Mais cette exaltation de l’individu, fin suprême du mouvement historique, n’est contraire ni à l’idéal, ni à la solidarité, ni même au sacrifice. Quel plus haut idéal que de faire entrer tous les hommes dans la propriété, dans la science, dans la liberté, c’est-à-dire dans la vie ? »
(Socialisme et liberté, 1898)
Ce que Jean Jaurès appelle par conséquent socialisme, c'est en réalité ce qu'il considère comme une meilleure organisation, intégrant la bourgeoisie à niveau égal avec le prolétariat, par la généralisation de la petite propriété. La bourgeoisie n'est pas abolie, elle est intégrée :
« En vérité, le patronat, tel que la société actuelle le fait, n'est pas une situation enviable, et ce n'est pas avec des sentiments de colère et de convoitise que les hommes devraient se regarder les uns les autres, mais avec une sorte de pitié réciproque qui serait peut être le prélude de la justice.

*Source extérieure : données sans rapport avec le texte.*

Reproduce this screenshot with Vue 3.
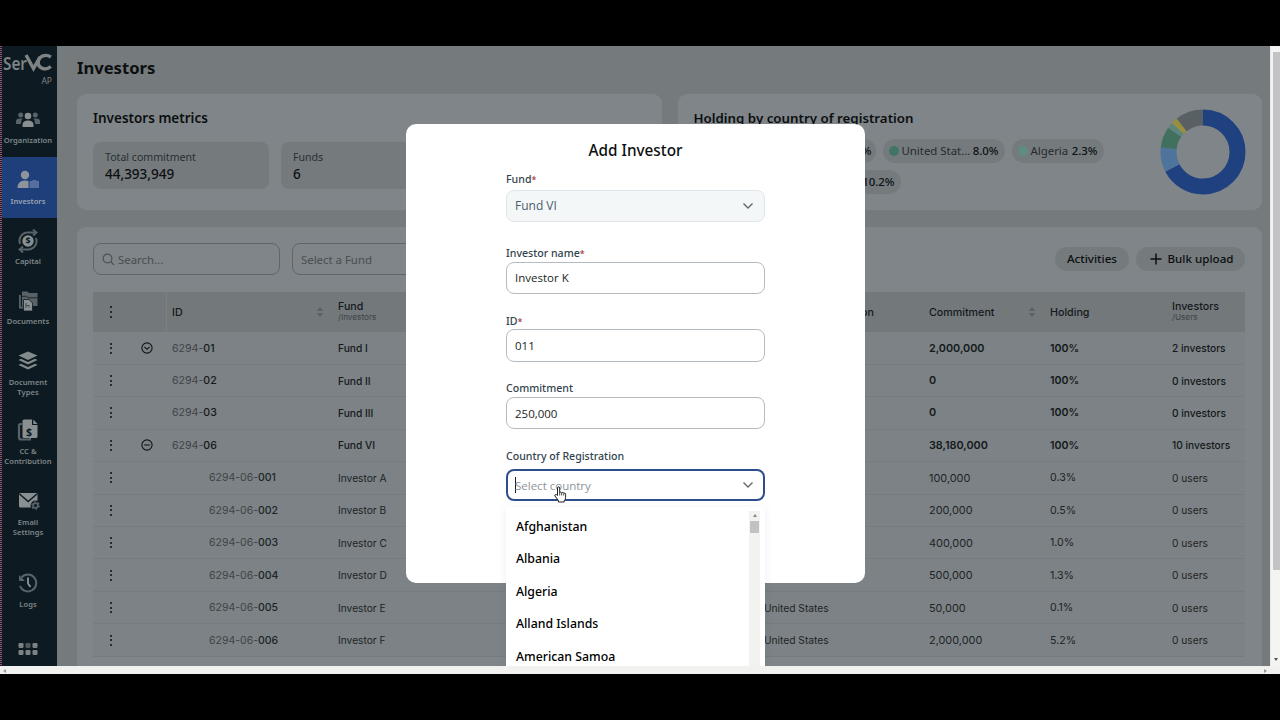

Ce n'est pas une œuvre de haine, ce n'est pas une œuvre de classe que le socialisme entreprend en proposant aux hommes une autre organisation du travail, c'est une œuvre humaine, qui profitera aussi bien en définitive à la bourgeoisie qu'au peuple. »
(La Dépêche de Toulouse, mai 1890)
On est là dans une ligne entremêlant proudhonisme et idéalisme de type kantien : l'idéalisme à la recherche de l'idéal-type, de l'idéal moral, de l'idéal social.